» Record set:
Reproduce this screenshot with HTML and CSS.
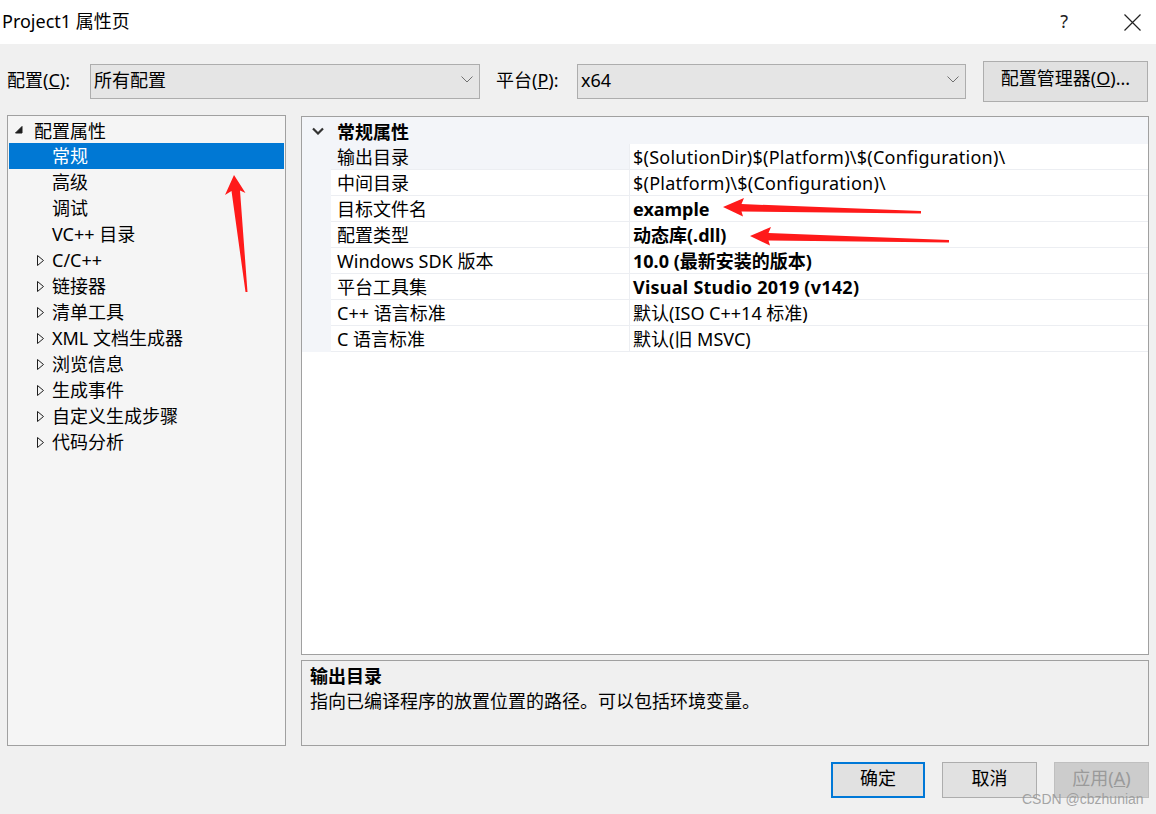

* * *

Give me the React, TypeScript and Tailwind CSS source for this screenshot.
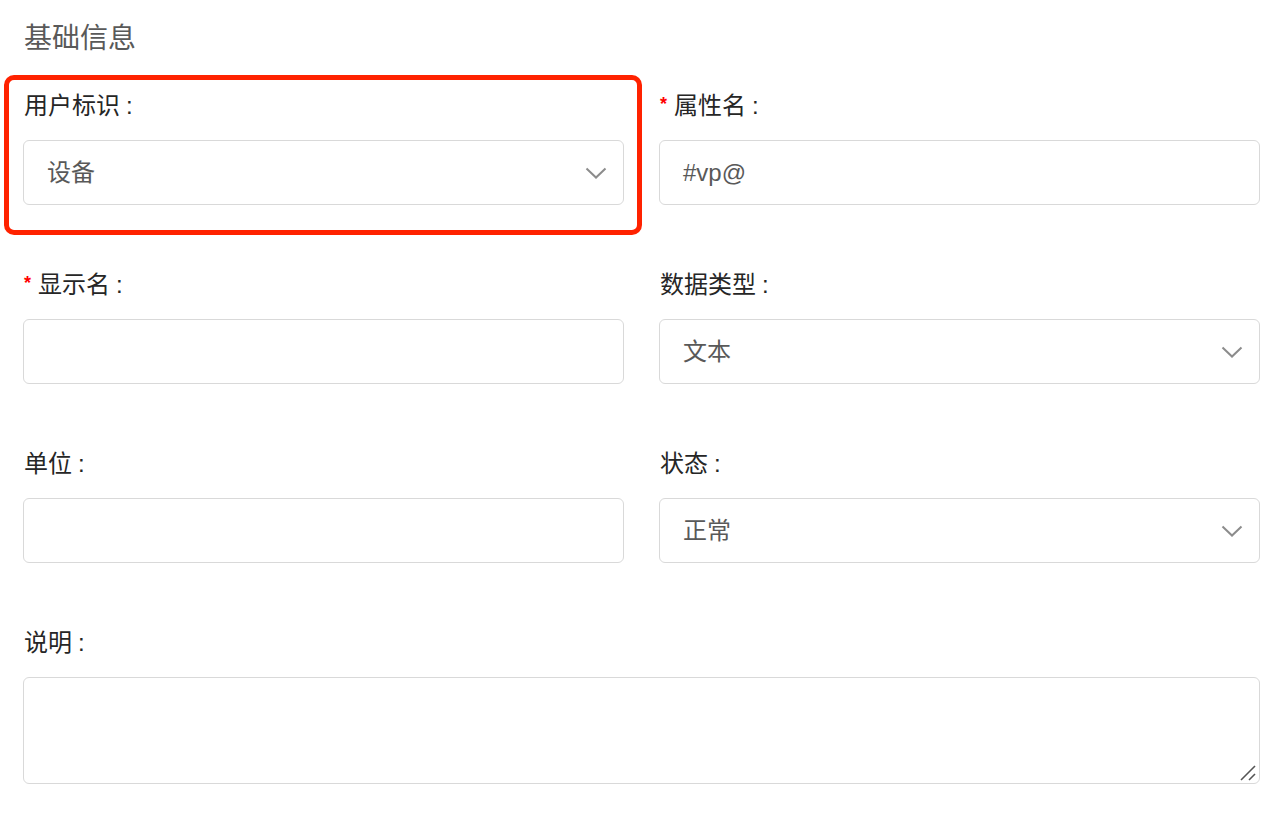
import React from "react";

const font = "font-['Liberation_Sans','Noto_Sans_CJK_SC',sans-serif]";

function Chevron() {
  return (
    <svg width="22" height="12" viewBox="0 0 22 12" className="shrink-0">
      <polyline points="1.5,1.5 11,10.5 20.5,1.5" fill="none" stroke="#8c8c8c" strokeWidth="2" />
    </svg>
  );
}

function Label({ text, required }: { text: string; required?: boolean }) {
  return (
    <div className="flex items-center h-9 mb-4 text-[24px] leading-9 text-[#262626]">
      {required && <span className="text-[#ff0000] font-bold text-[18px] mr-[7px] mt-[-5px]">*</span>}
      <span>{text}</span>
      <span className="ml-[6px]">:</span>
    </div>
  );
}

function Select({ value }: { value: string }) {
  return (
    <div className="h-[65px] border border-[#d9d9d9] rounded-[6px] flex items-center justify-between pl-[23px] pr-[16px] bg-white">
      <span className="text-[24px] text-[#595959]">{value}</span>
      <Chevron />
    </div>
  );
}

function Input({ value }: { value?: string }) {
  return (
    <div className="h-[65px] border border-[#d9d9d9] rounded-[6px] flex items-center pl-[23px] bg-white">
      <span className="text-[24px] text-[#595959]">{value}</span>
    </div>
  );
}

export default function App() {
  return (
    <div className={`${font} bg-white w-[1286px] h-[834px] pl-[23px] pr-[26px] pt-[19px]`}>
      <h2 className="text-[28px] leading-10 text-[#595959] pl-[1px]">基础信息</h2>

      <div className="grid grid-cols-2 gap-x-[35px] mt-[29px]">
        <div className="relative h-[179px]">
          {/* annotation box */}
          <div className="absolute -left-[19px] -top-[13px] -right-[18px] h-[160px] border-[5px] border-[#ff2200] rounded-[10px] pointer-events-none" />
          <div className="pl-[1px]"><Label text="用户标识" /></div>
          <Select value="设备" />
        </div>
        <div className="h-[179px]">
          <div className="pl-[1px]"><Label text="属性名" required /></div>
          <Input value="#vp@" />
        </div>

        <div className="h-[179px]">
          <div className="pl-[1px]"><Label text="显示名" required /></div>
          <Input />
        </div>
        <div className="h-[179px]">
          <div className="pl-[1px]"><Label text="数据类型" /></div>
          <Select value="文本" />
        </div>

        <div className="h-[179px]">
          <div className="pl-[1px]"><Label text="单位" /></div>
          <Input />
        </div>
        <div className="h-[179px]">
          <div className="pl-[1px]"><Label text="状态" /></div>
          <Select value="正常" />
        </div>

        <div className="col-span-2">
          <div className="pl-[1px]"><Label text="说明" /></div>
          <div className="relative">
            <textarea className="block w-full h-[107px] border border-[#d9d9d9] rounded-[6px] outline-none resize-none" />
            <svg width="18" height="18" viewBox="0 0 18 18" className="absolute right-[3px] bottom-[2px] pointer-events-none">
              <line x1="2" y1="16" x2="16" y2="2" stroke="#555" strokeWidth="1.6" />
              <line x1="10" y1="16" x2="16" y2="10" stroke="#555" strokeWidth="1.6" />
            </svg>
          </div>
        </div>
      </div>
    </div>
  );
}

==

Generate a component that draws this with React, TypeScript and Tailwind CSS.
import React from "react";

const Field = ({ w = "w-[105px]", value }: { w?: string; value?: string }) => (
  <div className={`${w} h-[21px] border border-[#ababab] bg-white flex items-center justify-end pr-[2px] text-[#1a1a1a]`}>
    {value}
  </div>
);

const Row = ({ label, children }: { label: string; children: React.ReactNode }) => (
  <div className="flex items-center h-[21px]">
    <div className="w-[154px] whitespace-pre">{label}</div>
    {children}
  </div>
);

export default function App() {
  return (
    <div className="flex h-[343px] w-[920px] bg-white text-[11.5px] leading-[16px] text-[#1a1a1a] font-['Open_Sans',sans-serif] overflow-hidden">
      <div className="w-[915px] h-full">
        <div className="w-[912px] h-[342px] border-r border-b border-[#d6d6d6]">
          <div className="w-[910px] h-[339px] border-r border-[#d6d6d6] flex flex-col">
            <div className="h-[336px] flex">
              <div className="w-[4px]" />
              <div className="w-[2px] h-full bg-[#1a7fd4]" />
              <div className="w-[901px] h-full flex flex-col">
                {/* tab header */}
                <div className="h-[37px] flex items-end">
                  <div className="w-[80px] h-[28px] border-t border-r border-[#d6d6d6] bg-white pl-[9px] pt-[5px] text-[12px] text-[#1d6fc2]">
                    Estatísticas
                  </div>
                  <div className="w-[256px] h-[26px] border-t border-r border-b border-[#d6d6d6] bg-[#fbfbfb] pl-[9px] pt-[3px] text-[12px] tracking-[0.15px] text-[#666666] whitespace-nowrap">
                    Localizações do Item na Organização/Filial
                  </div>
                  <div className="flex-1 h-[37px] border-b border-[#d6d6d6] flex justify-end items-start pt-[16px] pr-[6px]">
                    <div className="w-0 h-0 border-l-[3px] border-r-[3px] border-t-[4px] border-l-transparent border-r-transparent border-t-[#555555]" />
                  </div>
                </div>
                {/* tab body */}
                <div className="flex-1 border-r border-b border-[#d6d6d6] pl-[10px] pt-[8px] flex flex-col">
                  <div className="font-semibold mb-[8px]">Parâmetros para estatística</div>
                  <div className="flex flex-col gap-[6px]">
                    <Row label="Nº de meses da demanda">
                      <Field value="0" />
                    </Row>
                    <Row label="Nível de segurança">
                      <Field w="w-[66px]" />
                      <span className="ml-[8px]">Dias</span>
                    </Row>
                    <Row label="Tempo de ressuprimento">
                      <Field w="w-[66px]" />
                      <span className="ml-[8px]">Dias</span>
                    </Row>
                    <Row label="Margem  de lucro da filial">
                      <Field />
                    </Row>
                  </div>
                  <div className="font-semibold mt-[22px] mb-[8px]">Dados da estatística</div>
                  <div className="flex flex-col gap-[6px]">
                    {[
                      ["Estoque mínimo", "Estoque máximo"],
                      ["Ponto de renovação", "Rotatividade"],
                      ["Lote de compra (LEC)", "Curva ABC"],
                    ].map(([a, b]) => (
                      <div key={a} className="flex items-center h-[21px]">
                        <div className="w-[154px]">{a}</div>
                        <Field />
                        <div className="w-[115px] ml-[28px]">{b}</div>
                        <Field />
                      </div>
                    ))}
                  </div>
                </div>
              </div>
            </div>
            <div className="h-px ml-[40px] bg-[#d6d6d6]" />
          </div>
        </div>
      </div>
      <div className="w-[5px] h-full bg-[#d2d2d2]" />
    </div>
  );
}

» Given instruction:
Pull out all lines from the entries above in which the word "React" appears.

» Result of this exercise:
Give me the React, TypeScript and Tailwind CSS source for this screenshot.
import React from "react";
Generate a component that draws this with React, TypeScript and Tailwind CSS.
import React from "react";
const Row = ({ label, children }: { label: string; children: React.ReactNode }) => (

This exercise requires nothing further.